Nick Woodbridge wins bronze at 2012 Olympic test event
- Published
Nick Woodbridge became the first British male to ever win a pentathlon World Cup Final medal by taking bronze in London's Greenwich Park on Saturday.
Woodbridge, 25, finished behind winner Robert Kasza of Hungary and Russia's Aleksander Lesun in a competition which doubled as the 2012 Olympic test event.
Fellow Briton Jamie Cooke, 20, set a new pentathlon swimming world record as he finished ninth.
"It's definitely the best medal of my career," Woodbridge told BBC Sport.
"It was hard not to imagine the venue being 10 times the size it was today, and this being the Olympic medal.
"This will be one of the best venues I've ever competed in, for sure. Crossing the line was good but it's next year that really matters."
Cooke's 200m swim of one minute 54.6 seconds is a new pentathlon long-course record. He also holds the sport's short-course record.
Modern pentathlon is the second Olympic test event to be held at Greenwich Park this week, following the equestrian test which ran from Monday to Wednesday.
Changes to pentathlon's format since the Beijing Games in 2008, where Heather Fell won a silver medal for Britain in the women's event, have seen the separate disciplines of running and shooting merged into a combined event, considered livelier for TV audiences.
Most recently, the sport's traditional air pistols have been replaced with laser guns for the shooting element.
Greenwich Park hosts both the combined event and the show jumping round which precedes it.
For this year's test event, pentathlon's other disciplines - fencing and swimming - take place at the Crystal Palace National Sports Centre. At next year's Games, they will be held inside the Olympic Park.
Pentathletes score or lose points depending on their performances in each event. Those points are converted into seconds for the run-shoot finale, giving those with the most points a head start. It is then a race to the finish.
"It is special with a big crowd behind you in this venue, in the centre of London," said Shropshire's Woodbridge.
"I hope I qualify for the Olympics in good shape to re-enact this performance."
Of his swimming record, Cheltenham pentathlete Cooke told BBC Sport: "I read [US swimming legend] Michael Phelps' book, and he had loads of tips in there.
"He was saying 'work on your turns and fly leg kick'. That's where I got a couple of seconds and I felt really good in the water today."
The men's final was delayed by around half an hour on Saturday morning after one competitor crashed into scoring apparatus during the fencing stage, inadvertently causing a minor power outage.
Sunday sees Devon's Fell join Scottish duo Mhairi Spence and Freyja Prentice in the women's World Cup Final.
All three are currently ranked inside the world top 10 while 25-year-old Spence, enjoying a remarkable season, is second only to German star Lena Schoneborn in the World Cup standings.
Britain has remained a powerful force since the introduction of women's modern pentathlon to the Olympics 11 years ago.
Steph Cook and Kate Allenby won gold and bronze respectively at Sydney 2000, and Georgina Harland added bronze in Athens four years later before Fell's silver in Beijing.
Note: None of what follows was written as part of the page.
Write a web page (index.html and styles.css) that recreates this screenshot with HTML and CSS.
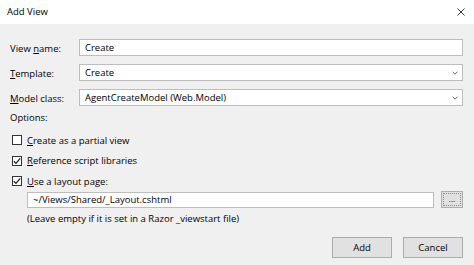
FILE: index.html
```html
<!DOCTYPE html>
<html>
<head>
<meta charset="utf-8">
<link rel="stylesheet" href="styles.css">
</head>
<body>
<div class="dialog">
  <div class="titlebar">
    <span class="title">Add View</span>
    <svg class="close" width="8" height="8" viewBox="0 0 8 8"><path d="M0.5 0.5L7.5 7.5M7.5 0.5L0.5 7.5" stroke="#222" stroke-width="0.9" fill="none"/></svg>
  </div>
  <div class="content">
    <div class="field">
      <label class="label">View <u>n</u>ame:</label>
      <div class="input">Create</div>
    </div>
    <div class="field">
      <label class="label"><u>T</u>emplate:</label>
      <div class="input select">Create<svg class="chev" width="6" height="4" viewBox="0 0 6 4"><path d="M0.5 0.7L3 3.2L5.5 0.7" stroke="#666" stroke-width="1" fill="none"/></svg></div>
    </div>
    <div class="field">
      <label class="label"><u>M</u>odel class:</label>
      <div class="input select">AgentCreateModel (Web.Model)<svg class="chev" width="6" height="4" viewBox="0 0 6 4"><path d="M0.5 0.7L3 3.2L5.5 0.7" stroke="#666" stroke-width="1" fill="none"/></svg></div>
    </div>
    <div class="options-label">Options:</div>
    <div class="checks">
      <div class="check-row">
        <span class="box"></span>
        <span class="check-text"><u>C</u>reate as a partial view</span>
      </div>
      <div class="check-row">
        <span class="box"><svg width="10" height="10" viewBox="0 0 10 10"><path d="M1.8 5.2L4 7.4L8.2 2.4" stroke="#222" stroke-width="1.3" fill="none"/></svg></span>
        <span class="check-text"><u>R</u>eference script libraries</span>
      </div>
      <div class="check-row">
        <span class="box"><svg width="10" height="10" viewBox="0 0 10 10"><path d="M1.8 5.2L4 7.4L8.2 2.4" stroke="#222" stroke-width="1.3" fill="none"/></svg></span>
        <span class="check-text"><u>U</u>se a layout page:</span>
      </div>
    </div>
    <div class="layout-row">
      <div class="input layout-input">~/Views/Shared/_Layout.cshtml</div>
      <div class="browse"><span class="browse-inner">...</span></div>
    </div>
    <div class="hint">(Leave empty if it is set in a Razor _viewstart file)</div>
    <div class="buttons">
      <div class="btn">Add</div>
      <div class="btn">Cancel</div>
    </div>
  </div>
</div>
</body>
</html>
```
FILE: styles.css
```css
* { box-sizing: border-box; }
html, body { margin: 0; padding: 0; }
body {
  width: 474px;
  height: 265px;
  background: #f0f0f0;
  font-family: "Open Sans", "Noto Sans", "Liberation Sans", sans-serif;
  font-size: 9.5px;
  color: #000;
  overflow: hidden;
}
.dialog { width: 474px; height: 265px; background: #f0f0f0; }
.titlebar {
  height: 24px;
  background: #fff;
  display: flex;
  align-items: center;
  justify-content: space-between;
  padding: 0 9px 2px 7px;
}
.title { font-size: 9.5px; }
.close { display: block; margin-top: 1px; }
.content { padding: 15px 11px 0 10px; }
.field {
  display: flex;
  align-items: center;
  height: 17px;
  margin-bottom: 8px;
}
.label { width: 69px; flex: none; padding-top: 1px; }
.input {
  flex: 1;
  height: 17px;
  background: #fff;
  border: 1px solid #bdbdbd;
  display: flex;
  align-items: center;
  padding: 0 5px;
  white-space: nowrap;
}
.select { justify-content: space-between; padding-right: 4px; }
.chev { display: block; }
.options-label { height: 14px; margin-top: -3px; line-height: 14px; }
.checks { margin-top: 5px; }
.check-row {
  display: flex;
  align-items: center;
  height: 20.5px;
  padding-left: 2px;
}
.box {
  width: 10px;
  height: 10px;
  border: 1px solid #333;
  background: #fff;
  flex: none;
  position: relative;
}
.box svg { position: absolute; left: -1px; top: -1px; }
.check-text { margin-left: 5px; }
.layout-row {
  display: flex;
  align-items: center;
  padding-left: 17px;
  margin-top: -0.5px;
  height: 17px;
}
.layout-input { height: 16px; flex: 1; }
.browse {
  width: 22px;
  height: 17px;
  margin-left: 7px;
  background: #e1e1e1;
  border: 1px solid #adadad;
  padding: 1px;
  flex: none;
}
.browse-inner {
  display: flex;
  justify-content: center;
  align-items: flex-end;
  width: 100%;
  height: 100%;
  border: 1px dotted #8a8a8a;
  font-size: 8px;
  line-height: 8px;
  padding-bottom: 2px;
}
.hint { padding-left: 17px; margin-top: 3.5px; height: 14px; line-height: 14px; }
.buttons {
  display: flex;
  justify-content: flex-end;
  gap: 11px;
  margin-top: 11px;
}
.btn {
  width: 60px;
  height: 21px;
  background: #e1e1e1;
  border: 1px solid #adadad;
  display: flex;
  align-items: center;
  justify-content: center;
}
```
Britain's men have no recent comparable successes at international level, though Sam Weale won a European silver medal in 2010.
A battle for selection to Team GB for 2012 is anticipated, with three men and some half-a-dozen women competing for two berths per gender on the Olympic team.
Olympic qualification begins this weekend with both World Cup Final winners earning places at the Games for their nations.
Qualifying continues for Britain at the European Championships in Kent at the end of this month, then the World Championships in Russia in September.